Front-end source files
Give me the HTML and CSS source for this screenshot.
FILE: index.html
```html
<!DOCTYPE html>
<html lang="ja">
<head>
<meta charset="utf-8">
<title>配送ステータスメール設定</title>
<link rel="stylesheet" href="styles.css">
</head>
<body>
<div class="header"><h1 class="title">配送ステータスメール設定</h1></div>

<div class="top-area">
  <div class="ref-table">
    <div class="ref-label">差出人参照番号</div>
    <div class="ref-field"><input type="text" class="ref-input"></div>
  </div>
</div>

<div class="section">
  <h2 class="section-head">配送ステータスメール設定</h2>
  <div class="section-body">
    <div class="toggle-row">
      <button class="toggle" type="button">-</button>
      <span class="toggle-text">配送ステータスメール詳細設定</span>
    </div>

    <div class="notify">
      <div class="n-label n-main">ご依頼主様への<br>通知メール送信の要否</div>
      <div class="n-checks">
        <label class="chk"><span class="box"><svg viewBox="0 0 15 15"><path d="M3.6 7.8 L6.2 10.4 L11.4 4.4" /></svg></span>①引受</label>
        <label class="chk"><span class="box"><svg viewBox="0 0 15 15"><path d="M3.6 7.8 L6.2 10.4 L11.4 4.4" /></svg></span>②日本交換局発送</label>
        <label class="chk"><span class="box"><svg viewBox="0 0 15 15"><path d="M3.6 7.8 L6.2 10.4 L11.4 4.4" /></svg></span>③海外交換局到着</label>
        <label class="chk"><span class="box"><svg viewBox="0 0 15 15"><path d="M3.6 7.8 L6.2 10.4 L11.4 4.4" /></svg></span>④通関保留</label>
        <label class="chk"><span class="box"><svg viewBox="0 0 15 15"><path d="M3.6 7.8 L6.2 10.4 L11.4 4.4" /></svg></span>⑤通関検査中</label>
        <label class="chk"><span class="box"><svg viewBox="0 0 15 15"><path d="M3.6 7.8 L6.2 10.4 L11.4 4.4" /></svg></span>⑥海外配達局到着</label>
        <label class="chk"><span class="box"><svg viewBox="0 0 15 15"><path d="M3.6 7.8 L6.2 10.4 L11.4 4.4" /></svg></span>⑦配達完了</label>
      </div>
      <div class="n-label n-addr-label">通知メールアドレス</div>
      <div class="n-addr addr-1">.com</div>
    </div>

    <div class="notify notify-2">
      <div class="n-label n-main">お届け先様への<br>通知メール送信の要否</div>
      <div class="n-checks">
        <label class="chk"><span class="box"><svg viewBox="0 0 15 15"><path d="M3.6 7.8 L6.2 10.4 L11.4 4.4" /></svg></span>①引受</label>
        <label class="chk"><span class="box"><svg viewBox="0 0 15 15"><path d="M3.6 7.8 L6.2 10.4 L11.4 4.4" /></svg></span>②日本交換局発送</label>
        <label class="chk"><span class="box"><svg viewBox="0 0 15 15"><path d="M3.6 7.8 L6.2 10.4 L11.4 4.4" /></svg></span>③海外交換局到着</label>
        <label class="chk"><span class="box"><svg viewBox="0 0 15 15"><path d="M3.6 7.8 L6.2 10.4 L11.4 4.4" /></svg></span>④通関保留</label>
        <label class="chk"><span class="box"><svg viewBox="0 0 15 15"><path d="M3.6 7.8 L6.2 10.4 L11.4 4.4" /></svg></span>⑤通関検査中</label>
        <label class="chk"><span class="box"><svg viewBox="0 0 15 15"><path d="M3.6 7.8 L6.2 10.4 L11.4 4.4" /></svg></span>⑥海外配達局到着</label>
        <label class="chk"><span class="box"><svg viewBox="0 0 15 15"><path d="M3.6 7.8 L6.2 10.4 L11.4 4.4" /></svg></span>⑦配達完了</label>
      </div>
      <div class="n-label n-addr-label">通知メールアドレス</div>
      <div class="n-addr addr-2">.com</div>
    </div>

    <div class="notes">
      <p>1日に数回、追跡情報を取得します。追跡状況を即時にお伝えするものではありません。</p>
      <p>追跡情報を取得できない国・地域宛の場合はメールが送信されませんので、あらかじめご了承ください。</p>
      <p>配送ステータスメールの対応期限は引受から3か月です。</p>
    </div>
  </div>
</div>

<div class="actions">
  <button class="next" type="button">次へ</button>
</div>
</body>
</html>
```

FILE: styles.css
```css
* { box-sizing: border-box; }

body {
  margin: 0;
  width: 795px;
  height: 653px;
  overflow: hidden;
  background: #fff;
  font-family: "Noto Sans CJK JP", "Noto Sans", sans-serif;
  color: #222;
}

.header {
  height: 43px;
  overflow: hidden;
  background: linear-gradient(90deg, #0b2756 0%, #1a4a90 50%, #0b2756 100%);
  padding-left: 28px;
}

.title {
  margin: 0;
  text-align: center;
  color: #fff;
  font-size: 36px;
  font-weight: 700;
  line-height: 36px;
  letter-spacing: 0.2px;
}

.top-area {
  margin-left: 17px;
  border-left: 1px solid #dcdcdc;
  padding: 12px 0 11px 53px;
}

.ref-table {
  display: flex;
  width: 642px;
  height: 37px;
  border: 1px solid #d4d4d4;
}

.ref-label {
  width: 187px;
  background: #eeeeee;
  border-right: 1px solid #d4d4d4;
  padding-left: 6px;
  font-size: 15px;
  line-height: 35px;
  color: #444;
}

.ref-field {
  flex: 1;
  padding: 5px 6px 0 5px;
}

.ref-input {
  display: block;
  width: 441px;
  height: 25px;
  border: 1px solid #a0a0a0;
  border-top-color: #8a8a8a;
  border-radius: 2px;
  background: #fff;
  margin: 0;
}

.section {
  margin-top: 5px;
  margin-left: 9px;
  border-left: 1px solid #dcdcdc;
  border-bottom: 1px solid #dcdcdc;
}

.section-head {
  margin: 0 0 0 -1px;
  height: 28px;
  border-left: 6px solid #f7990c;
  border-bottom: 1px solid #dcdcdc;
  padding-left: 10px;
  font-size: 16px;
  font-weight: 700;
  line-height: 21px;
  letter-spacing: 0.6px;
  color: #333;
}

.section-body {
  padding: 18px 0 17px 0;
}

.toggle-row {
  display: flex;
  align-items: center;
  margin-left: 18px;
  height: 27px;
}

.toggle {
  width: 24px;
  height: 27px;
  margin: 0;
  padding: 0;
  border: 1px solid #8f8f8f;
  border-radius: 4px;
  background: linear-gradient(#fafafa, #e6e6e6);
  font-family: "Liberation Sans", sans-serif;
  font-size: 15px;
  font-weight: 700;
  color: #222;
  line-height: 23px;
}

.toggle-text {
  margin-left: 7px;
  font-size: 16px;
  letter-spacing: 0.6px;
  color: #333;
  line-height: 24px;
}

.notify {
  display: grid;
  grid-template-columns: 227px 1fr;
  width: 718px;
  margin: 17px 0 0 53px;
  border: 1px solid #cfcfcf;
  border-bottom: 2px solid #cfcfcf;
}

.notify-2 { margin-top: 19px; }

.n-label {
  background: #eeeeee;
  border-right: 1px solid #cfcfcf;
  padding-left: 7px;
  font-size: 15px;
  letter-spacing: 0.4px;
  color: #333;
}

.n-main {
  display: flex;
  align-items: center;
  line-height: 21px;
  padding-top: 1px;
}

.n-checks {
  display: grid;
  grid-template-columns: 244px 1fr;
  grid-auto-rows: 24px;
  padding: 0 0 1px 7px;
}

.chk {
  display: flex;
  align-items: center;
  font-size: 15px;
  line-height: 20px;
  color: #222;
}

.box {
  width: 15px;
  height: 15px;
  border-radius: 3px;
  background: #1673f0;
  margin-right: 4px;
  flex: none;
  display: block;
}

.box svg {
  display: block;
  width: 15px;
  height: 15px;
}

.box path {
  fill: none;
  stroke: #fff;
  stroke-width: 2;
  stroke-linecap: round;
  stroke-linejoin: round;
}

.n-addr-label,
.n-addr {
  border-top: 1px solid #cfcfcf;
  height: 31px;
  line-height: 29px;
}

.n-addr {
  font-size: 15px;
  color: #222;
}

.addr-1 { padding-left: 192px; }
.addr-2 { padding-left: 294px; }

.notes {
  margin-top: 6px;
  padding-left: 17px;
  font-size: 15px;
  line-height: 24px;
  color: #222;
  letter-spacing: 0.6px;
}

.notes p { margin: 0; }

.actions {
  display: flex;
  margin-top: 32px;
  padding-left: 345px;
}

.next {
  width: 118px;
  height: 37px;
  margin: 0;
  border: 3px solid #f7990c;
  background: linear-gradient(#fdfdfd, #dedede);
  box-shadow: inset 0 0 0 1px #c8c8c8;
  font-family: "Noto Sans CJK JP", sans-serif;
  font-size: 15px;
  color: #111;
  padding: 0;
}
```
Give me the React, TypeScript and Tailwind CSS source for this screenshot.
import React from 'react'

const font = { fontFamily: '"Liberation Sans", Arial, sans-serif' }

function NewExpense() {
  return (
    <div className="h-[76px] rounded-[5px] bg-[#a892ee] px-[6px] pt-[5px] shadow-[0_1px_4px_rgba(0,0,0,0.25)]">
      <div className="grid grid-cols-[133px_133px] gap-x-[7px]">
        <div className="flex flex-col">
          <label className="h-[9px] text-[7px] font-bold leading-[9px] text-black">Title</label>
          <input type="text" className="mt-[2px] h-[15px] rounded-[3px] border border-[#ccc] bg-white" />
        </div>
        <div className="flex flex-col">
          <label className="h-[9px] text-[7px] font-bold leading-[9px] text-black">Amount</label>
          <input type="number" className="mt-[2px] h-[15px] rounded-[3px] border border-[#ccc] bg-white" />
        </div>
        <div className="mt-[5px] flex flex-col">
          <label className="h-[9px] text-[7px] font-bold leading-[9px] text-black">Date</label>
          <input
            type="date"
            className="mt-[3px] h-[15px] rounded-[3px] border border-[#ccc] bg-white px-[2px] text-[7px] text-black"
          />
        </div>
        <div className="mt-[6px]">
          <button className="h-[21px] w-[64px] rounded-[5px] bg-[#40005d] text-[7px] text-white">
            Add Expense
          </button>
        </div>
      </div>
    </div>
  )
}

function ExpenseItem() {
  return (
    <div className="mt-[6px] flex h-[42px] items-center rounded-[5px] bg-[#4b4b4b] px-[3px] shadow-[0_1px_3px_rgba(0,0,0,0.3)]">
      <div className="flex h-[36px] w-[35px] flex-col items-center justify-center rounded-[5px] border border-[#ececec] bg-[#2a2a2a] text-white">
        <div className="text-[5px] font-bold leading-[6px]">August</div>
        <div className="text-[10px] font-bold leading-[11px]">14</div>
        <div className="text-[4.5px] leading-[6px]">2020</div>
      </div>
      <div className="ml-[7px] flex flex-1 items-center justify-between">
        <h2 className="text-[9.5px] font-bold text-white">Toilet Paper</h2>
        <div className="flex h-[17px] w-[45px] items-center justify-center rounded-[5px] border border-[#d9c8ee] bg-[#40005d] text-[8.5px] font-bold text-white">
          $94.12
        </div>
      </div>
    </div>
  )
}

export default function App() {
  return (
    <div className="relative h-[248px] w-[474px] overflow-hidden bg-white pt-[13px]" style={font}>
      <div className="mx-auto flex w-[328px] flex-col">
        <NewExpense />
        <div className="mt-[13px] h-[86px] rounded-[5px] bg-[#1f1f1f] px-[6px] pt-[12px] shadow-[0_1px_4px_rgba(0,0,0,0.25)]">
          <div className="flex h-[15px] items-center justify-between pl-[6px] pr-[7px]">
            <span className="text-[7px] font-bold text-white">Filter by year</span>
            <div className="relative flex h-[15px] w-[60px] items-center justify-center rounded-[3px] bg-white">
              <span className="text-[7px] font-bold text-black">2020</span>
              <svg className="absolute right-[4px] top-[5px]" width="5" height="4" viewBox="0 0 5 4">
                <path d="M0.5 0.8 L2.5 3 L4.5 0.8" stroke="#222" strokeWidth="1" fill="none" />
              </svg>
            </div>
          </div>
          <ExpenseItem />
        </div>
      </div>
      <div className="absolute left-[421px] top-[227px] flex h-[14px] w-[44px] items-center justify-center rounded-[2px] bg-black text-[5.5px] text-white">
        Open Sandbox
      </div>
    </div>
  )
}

[PROBLEM STATEMENT] Look over the listing. Pull out every line with the string "this" in it.

[CORRECT RESPONSE]
Give me the HTML and CSS source for this screenshot.
Give me the React, TypeScript and Tailwind CSS source for this screenshot.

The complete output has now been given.